Implementation Details and Architecture:
CeCo is designed as an auxiliary training mechanism that can be easily integrated into existing semantic segmentation architectures. The overall framework consists of two branches:
- Point/Pixel Recognition Branch: This is the standard segmentation model pipeline (e.g., a FCN, UperNet, DeepLabV3+, or MinkowskiNet) which takes the input image or point cloud and outputs per-pixel/point features. This branch is trained using a standard semantic segmentation loss, typically Cross-Entropy (LPR).
- Center Regularization Branch: This new branch operates on the output features from the main backbone.
- For each training sample, the features zi for all pixels/points are extracted.
- Based on the ground truth labels yi, the within-class mean feature vectors (feature centers) zˉk for each class k are computed by averaging the features zi belonging to that class.
- These computed feature centers zˉk are then fed into a classifier layer in the Center Regularization Branch. Crucially, this classifier is fixed to have a simplex ETF structure, initialized based on the class dimension K. This fixed structure acts as a target geometry for the feature centers.
- A separate Cross-Entropy loss (LCR) is computed between the predictions of this fixed ETF classifier on the feature centers zˉk and their corresponding class labels k.
The total training loss is a weighted sum of the two branch losses: Ltotal=LPR+λLCR, where λ is a hyperparameter balancing the two terms.
During inference, the entire Center Regularization Branch is discarded. Only the standard Point/Pixel Recognition Branch with its learned classifier is used for prediction. This ensures that CeCo adds no computational overhead during deployment.
Practical Benefits and Empirical Evidence:
The paper provides empirical evidence for the effectiveness and mechanics of CeCo:
- Reduced Imbalance for Centers: By focusing on class centers rather than individual pixels/points, the effective imbalance factor is significantly reduced (e.g., from 37256 to 597 on ScanNet200), making the problem more tractable for standard optimization.
- Improved Feature Geometry: Experiments show that models trained with CeCo exhibit feature centers that are significantly closer to the desired equiangular and maximally separated ETF structure compared to baseline models. This is visualized by the reduced standard deviation and shifted average of cosines between feature centers.
- Enhanced Performance for Minor Classes: CeCo consistently improves performance, particularly on the "Common" and "Tail" categories in imbalanced datasets like ScanNet200 and ADE20K. This aligns with the theoretical motivation that better-separated feature centers improve discrimination for less frequent classes.

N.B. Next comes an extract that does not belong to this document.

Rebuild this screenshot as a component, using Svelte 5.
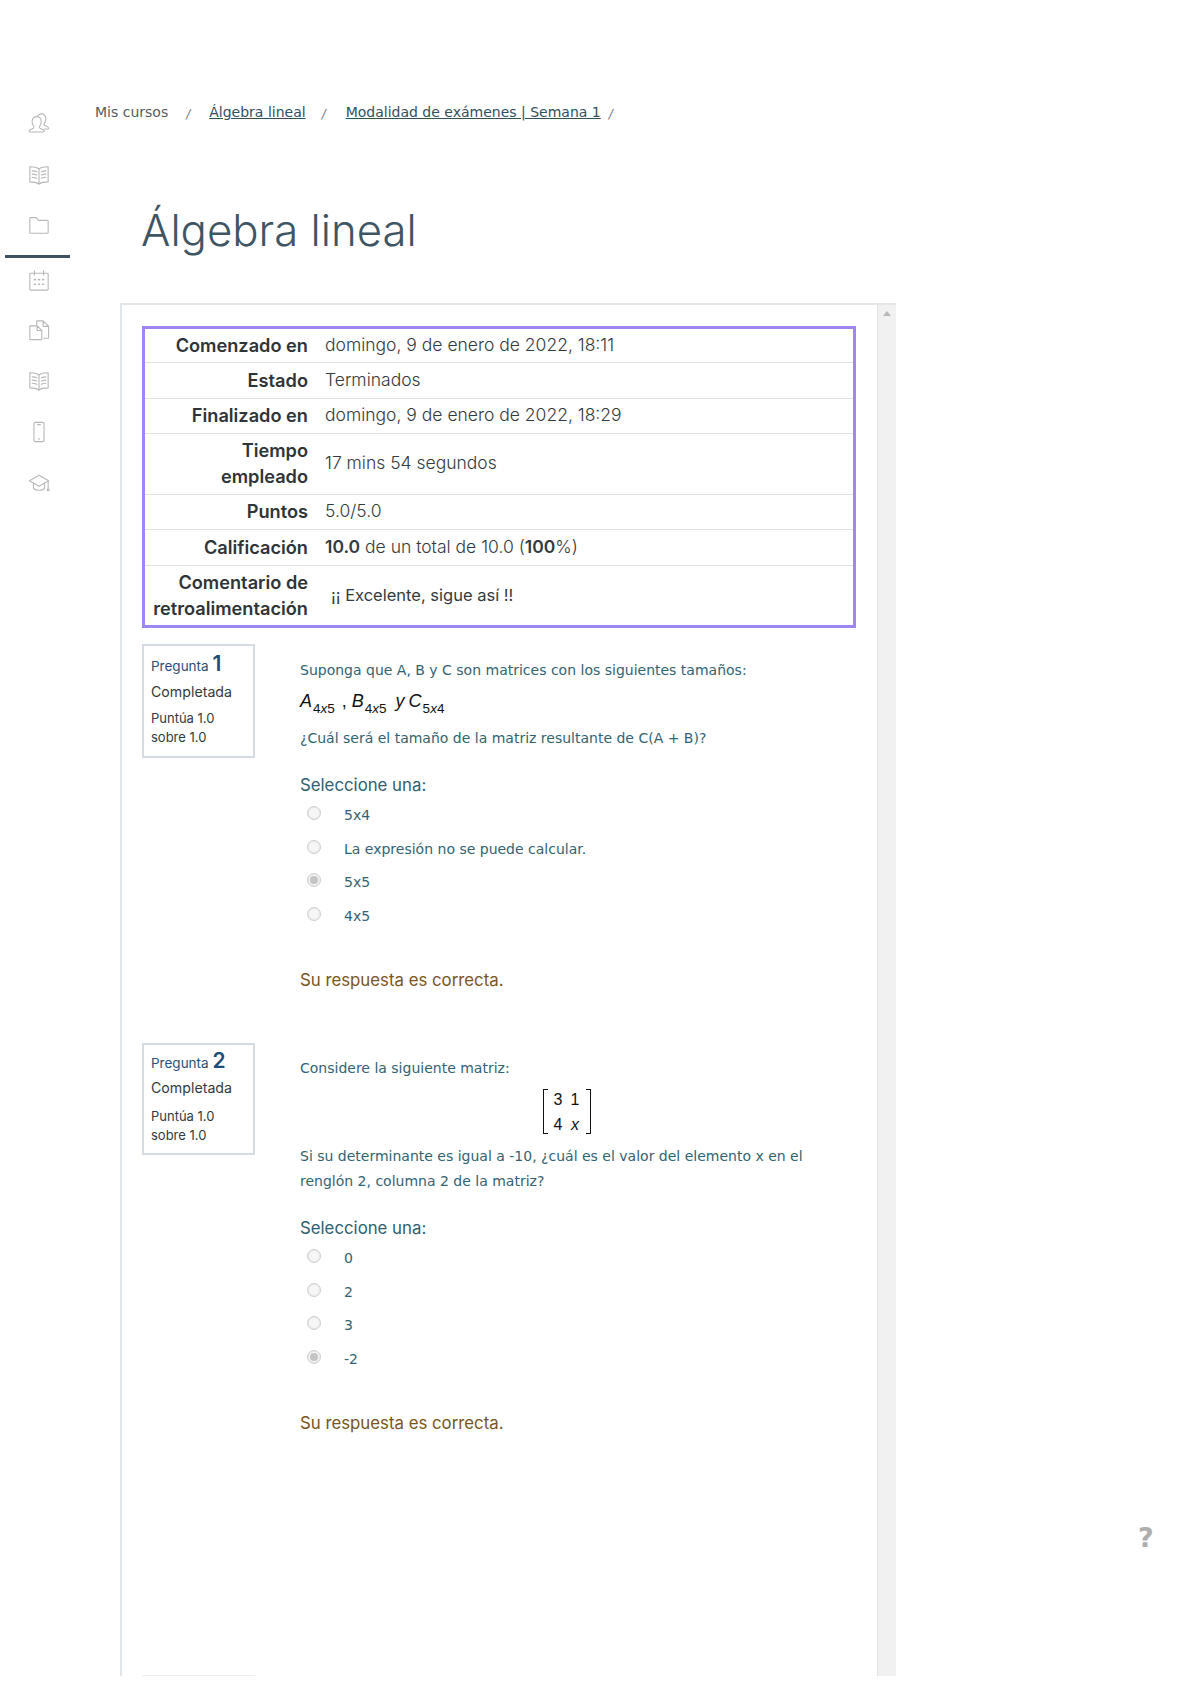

- Orthogonality with Other Losses: CeCo acts as a feature-level regularization and is shown to be orthogonal to and compatible with commonly used segmentation losses like Dice and Lovász losses, leading to further performance gains when combined.
- Flexibility: CeCo is demonstrated to work effectively across various backbone architectures (CNNs like ResNet, HRNet, and Transformers like Swin, BEiT) and segmentation heads (UperNet, OCRNet, DeepLabV3+), on both 2D image and 3D point cloud semantic segmentation tasks.
- State-of-the-Art Results: The method achieves state-of-the-art results on benchmarks like ScanNet200, significantly improving the mean IoU, especially on the tail classes.
Implementation Considerations:
- Training Overhead: The addition of the Center Regularization Branch and the computation of feature centers within each training batch increases the training time. The paper reports an increase of about 10-20% in training time per batch compared to baselines.
- Hyperparameter Tuning: The weight λ for the center collapse loss needs to be tuned, although experiments suggest that performance is consistently improved over a relatively wide range of λ values.
- Applicability: While effective for significantly imbalanced datasets with many classes, the paper notes that the benefits might be less pronounced for datasets with fewer classes or lower imbalance ratios (e.g., Cityscapes, ScanNet v2 20 classes).
The authors have made their code available at https://github.com/dvlab-research/Imbalanced-Learning, allowing practitioners to integrate this method into their own semantic segmentation pipelines. This work translates theoretical insights from neural collapse into a practical, effective regularization technique for the challenging problem of imbalanced semantic segmentation.